▸ Provided records
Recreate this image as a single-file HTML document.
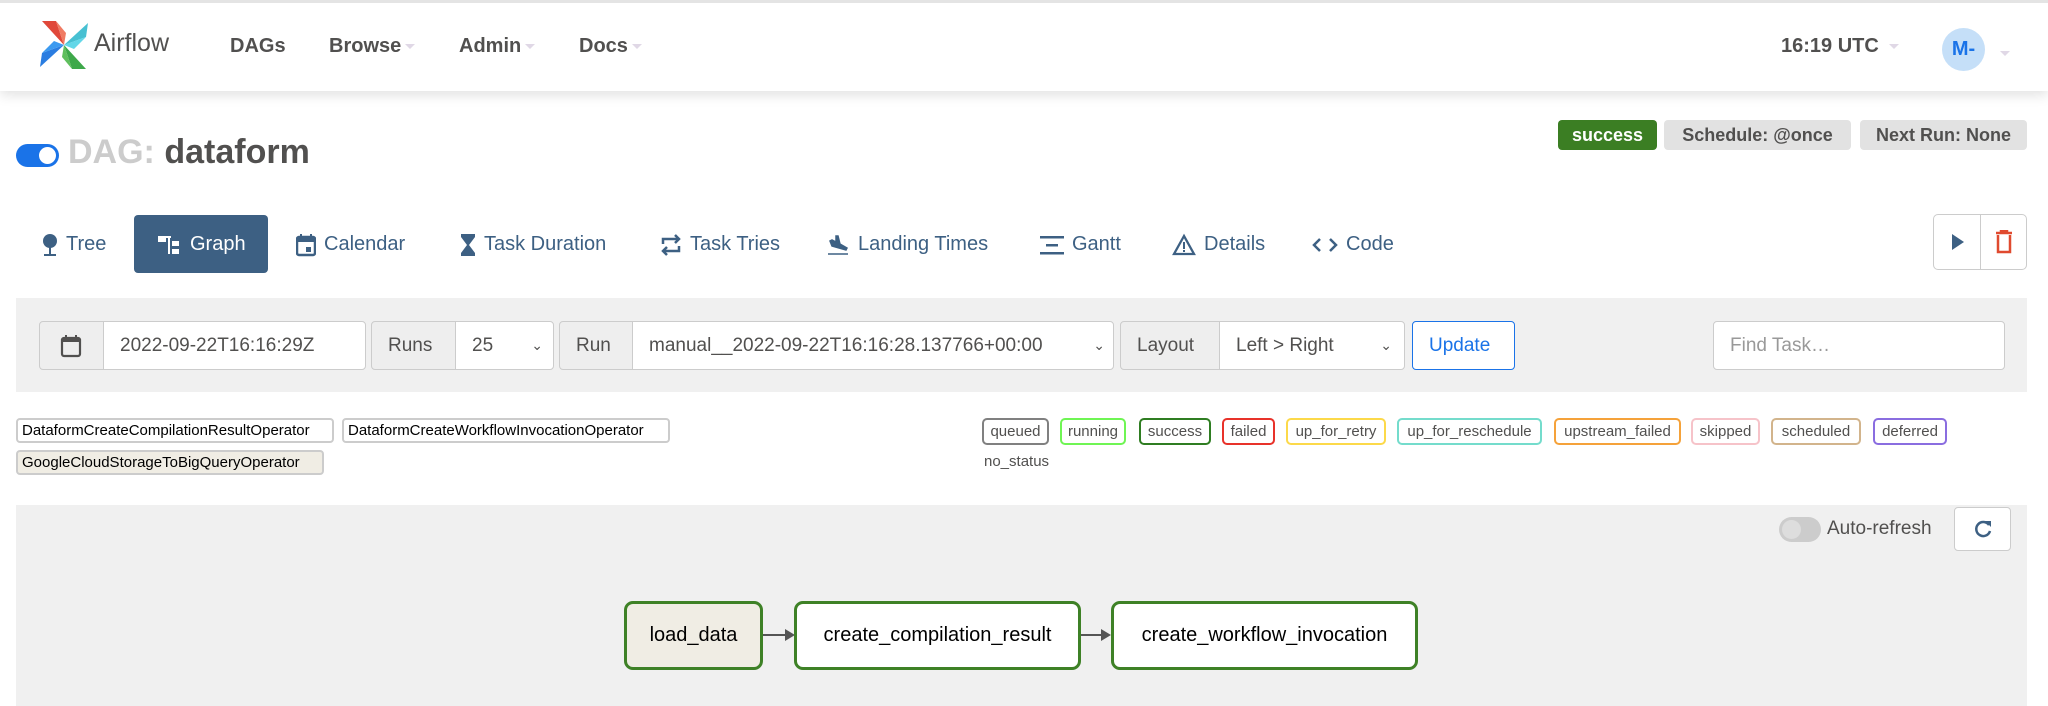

--

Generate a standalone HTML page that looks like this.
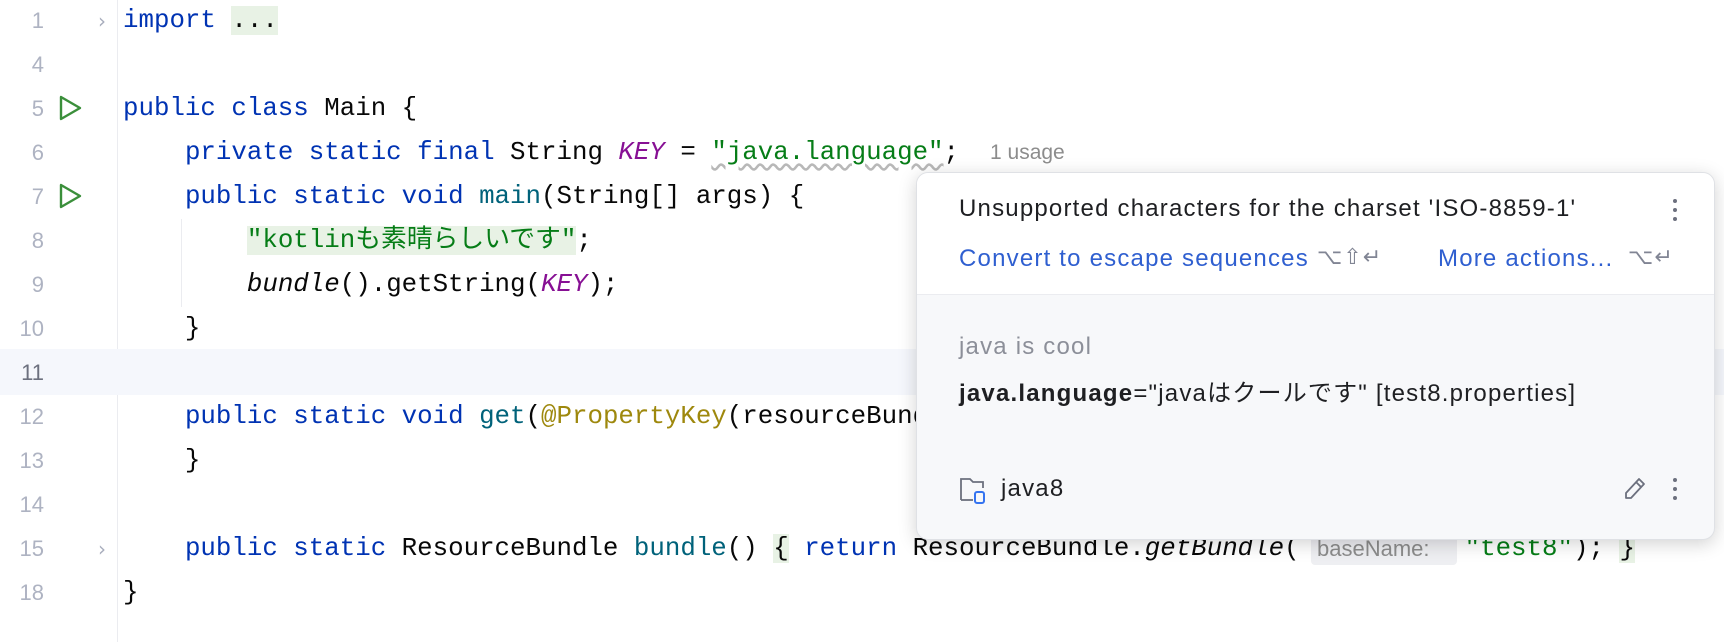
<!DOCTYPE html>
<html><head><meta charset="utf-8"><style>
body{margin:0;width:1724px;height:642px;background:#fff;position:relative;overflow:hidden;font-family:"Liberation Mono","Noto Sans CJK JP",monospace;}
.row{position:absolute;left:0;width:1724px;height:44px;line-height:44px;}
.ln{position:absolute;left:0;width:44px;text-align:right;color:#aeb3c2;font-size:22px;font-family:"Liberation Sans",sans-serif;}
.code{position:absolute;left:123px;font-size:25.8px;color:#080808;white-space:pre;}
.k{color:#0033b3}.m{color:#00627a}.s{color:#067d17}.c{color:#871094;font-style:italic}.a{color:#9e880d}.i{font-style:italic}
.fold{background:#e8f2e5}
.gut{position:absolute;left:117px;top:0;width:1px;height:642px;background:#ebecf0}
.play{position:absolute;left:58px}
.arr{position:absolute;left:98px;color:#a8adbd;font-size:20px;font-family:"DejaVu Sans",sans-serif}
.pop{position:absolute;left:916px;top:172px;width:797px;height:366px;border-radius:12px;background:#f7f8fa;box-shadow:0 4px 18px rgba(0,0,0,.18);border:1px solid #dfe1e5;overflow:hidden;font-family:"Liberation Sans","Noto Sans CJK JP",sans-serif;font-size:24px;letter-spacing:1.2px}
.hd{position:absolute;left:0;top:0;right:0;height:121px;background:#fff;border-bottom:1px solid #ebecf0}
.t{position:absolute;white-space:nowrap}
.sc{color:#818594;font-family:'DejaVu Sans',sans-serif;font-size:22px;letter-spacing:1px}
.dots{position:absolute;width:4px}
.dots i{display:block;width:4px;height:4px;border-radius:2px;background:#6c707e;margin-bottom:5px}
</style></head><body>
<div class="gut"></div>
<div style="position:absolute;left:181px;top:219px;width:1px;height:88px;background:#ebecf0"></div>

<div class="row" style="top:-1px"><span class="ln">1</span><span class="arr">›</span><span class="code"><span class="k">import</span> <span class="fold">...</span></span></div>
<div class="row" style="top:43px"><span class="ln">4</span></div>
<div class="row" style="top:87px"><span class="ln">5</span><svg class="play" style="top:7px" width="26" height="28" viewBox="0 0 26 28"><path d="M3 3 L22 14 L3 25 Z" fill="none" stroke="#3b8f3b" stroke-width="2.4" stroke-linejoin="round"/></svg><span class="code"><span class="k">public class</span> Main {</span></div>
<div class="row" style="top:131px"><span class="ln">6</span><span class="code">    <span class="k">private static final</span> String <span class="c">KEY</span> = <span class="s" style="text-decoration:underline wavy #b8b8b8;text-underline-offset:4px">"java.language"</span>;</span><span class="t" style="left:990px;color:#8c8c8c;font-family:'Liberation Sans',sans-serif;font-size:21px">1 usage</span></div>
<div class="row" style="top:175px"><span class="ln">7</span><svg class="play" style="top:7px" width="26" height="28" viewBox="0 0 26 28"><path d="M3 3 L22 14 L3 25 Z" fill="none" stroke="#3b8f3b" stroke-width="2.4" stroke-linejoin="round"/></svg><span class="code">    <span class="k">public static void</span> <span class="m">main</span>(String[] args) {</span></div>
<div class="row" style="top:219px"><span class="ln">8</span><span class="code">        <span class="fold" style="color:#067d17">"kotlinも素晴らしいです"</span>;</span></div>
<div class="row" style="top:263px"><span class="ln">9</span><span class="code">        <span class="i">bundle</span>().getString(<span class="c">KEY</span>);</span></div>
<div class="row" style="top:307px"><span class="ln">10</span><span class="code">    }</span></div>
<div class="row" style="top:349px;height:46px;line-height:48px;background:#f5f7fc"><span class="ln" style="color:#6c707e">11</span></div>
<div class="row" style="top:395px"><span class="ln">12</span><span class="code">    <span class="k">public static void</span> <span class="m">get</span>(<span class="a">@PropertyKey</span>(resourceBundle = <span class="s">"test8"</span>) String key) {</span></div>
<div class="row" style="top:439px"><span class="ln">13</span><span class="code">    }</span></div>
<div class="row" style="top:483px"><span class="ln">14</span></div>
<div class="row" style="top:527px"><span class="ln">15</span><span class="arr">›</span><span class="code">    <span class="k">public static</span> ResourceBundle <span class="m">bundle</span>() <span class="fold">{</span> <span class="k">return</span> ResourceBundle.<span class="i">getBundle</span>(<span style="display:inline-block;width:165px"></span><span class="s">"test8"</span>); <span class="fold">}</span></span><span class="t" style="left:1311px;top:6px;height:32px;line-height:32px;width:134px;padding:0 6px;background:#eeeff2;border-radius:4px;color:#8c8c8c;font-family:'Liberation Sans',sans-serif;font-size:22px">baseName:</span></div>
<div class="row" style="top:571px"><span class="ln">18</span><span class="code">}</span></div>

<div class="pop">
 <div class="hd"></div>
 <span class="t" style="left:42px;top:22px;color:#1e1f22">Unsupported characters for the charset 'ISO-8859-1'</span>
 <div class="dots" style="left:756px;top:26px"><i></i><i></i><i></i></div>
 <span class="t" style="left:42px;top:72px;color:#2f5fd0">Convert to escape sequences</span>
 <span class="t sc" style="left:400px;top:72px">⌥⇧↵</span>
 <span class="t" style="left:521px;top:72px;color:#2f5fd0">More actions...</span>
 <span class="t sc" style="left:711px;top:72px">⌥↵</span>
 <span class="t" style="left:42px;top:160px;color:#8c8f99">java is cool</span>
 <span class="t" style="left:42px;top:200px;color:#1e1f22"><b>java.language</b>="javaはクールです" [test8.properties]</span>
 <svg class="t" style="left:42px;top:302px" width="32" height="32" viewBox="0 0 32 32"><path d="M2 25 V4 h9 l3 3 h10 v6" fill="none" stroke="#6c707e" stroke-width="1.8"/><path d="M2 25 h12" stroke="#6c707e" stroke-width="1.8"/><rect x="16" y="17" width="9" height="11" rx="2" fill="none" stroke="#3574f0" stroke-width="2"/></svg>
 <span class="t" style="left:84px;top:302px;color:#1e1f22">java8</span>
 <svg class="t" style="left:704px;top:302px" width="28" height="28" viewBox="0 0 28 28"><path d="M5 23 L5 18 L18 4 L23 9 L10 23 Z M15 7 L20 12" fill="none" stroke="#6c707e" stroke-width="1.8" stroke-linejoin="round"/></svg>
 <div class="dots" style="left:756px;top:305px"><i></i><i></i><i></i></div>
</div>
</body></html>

▸ Request
Reply with nothing except the number of lines in the listing above that include "this".

▸ Solution to the exercise
2